I have proven this, by starting with this equation and finally getting the equation [math]n+1=n+1[/math], which is true.

 

Now I was wondering, is this formula utile? Can it be used for something?

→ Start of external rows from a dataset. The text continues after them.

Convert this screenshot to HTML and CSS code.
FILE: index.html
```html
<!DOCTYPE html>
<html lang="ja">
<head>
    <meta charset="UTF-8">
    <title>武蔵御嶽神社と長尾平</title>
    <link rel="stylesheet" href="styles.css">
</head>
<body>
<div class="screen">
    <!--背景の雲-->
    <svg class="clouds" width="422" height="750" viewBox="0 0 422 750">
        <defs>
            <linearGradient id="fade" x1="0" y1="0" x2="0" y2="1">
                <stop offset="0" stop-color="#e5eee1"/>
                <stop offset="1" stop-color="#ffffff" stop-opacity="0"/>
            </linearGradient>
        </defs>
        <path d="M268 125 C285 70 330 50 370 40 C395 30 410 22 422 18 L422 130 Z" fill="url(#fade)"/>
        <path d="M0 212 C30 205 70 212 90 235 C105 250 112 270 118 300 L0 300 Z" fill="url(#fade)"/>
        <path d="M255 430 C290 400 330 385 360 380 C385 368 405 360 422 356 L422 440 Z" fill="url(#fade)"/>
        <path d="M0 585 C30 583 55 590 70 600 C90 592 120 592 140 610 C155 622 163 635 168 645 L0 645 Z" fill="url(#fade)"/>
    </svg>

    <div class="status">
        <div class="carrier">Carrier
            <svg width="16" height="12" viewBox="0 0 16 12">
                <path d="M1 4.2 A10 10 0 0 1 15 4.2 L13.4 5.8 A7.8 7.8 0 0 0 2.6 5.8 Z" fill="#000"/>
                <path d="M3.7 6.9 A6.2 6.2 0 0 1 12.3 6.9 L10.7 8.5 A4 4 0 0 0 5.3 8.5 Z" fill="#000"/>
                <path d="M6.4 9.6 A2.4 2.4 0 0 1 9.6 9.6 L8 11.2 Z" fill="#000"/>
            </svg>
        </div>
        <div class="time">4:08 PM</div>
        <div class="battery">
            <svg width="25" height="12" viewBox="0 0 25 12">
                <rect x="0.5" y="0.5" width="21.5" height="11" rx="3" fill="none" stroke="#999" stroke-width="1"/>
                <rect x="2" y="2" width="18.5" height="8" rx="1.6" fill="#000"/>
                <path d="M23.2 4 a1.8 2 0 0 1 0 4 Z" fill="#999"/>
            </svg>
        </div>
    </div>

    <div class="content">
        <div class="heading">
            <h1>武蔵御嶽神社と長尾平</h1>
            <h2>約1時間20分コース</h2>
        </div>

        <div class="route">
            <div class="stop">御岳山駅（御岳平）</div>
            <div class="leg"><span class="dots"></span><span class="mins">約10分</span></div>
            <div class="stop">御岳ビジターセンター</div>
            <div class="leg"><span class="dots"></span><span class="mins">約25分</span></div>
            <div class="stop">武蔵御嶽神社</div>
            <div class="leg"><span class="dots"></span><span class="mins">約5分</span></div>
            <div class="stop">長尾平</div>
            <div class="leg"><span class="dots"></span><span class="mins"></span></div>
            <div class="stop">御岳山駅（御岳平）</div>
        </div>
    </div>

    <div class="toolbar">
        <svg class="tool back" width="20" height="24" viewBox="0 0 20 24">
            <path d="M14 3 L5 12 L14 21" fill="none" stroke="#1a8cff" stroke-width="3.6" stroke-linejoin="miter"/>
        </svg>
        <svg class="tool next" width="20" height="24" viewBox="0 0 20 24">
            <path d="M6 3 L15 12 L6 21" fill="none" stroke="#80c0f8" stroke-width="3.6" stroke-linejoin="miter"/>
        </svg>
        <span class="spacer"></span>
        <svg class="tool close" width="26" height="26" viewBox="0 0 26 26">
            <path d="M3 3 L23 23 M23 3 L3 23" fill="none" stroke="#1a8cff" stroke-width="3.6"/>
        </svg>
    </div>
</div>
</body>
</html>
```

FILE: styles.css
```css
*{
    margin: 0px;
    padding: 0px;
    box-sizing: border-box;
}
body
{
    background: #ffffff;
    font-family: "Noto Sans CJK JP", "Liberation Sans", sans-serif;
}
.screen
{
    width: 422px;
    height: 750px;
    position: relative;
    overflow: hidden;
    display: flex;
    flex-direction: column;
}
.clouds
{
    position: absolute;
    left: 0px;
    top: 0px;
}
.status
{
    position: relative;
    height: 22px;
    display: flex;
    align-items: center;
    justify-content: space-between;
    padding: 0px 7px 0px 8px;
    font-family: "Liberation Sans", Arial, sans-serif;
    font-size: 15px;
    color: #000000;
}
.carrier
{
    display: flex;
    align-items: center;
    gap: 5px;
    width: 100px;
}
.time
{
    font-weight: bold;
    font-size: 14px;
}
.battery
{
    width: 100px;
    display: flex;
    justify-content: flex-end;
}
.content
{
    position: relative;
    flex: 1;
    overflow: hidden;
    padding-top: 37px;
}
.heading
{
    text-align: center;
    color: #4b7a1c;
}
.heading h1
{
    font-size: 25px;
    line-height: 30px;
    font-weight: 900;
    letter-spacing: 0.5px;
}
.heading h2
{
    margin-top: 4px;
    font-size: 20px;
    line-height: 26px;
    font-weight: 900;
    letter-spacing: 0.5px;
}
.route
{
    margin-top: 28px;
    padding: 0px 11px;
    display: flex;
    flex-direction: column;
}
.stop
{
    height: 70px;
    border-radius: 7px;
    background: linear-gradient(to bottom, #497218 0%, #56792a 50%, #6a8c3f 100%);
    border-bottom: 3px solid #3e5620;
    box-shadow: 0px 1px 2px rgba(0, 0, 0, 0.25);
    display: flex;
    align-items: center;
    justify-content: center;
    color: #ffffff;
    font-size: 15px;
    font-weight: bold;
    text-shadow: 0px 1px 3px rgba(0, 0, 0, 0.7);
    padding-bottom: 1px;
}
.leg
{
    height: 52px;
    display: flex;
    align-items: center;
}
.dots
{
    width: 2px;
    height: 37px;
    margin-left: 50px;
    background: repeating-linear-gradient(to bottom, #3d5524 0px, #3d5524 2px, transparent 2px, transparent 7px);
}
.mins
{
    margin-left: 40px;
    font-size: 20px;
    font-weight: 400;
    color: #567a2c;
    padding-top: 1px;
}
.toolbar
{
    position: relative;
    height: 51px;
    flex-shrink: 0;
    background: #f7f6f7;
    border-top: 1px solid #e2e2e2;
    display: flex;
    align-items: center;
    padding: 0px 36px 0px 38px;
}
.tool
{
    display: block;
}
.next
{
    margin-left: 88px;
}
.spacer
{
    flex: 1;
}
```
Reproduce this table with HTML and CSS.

For what?

 

Thanks

 

Function

For those who are eager to see the 'proof':

 

[math]n\cdot V^{n-2}_{n}=V^{n-1}_{n+1}-V^{n-2}_{n}[/math]

 

[math]\Leftrightarrow n\cdot V^{n-2}_{n}=V^{n-2}_{n}\left(\frac{V^{n-1}_{n+1}}{V^{n-2}_{n}}-1\right)[/math]

 

[math]\Leftrightarrow n+1=\frac{V^{n-1}_{n+1}}{V^{n-2}_{n}}[/math]

 

[math]\Leftrightarrow n+1=\frac{(n+1)n(n-1)(n-2)\cdots (n+1-n+1+1)}{n(n-1)(n-2)\cdots (n-n+2+1)}[/math]

 

[math]\Leftrightarrow n+1=n+1[/math]

 

True

 

[math]\Leftrightarrow n\cdot V^{n-2}_{n}=V^{n-1}_{n+1}-V^{n-2}_{n}[/math]

 

Q.E.D.

 

(P.S. is there a name for proofs which start with the theorem?)

Edited January 24, 201411 yr by Function

EDIT: A bit more general:

 

[math]n\cdot V^{n-m}_n = V^{n-m+1}_{n+1}-V^{n-m}_n[/math]

 

[math]\Leftrightarrow n\cdot V^{n-m}_n=V^{n-m}_n\left(\frac{V^{n-m+1}_{n+1}}{V^{n-m}_n}-1\right)[/math]

 

[math]\Leftrightarrow n+1=\frac{(n+1)n(n-1)\cdots (n-n+m-1+1)}{n(n-1)\cdots (n-n+m)}=\frac{(n+1)m}{m}=n+1[/math]

 

True

 

[math]\Leftrightarrow n\cdot V^{n-m}_n = V^{n-m+1}_{n+1}-V^{n-m}_n[/math]

 

Q.E.D.

 

ALTERNATIVE PROOF:

 

[math]n\cdot V^{n-m}_n = V^{n-m+1}_{n+1}-V^{n-m}_n[/math]

 

[math]\Leftrightarrow n\cdot\frac{n!}{m!}=\frac{(n+1)!}{m!}-\frac{n!}{m!}[/math]

 

[math]\Leftrightarrow n^2(n-1)!=(n+1)!-n![/math]

 

[math]\Leftrightarrow n^2(n-1)!=(n+1)n(n-1)\cdots 2\cdot 1 - n(n-1)\cdots 2\cdot 1[/math]

 

[math]\Leftrightarrow n^2(n-1)!=n!\cdot n[/math]

 

[math]\Leftrightarrow n^2(n-1)(n-2)\cdots 2\cdot 1 = n\cdot n(n-1)(n-2)\cdots 2\cdot 1[/math]

 

[math]\Leftrightarrow n^2(n-1)! = n^2(n-1)![/math]

 

True

 

[math]n\cdot V^{n-m}_n = V^{n-m+1}_{n+1}-V^{n-m}_n[/math]

Q.E.D.

Edited February 2, 201411 yr by Function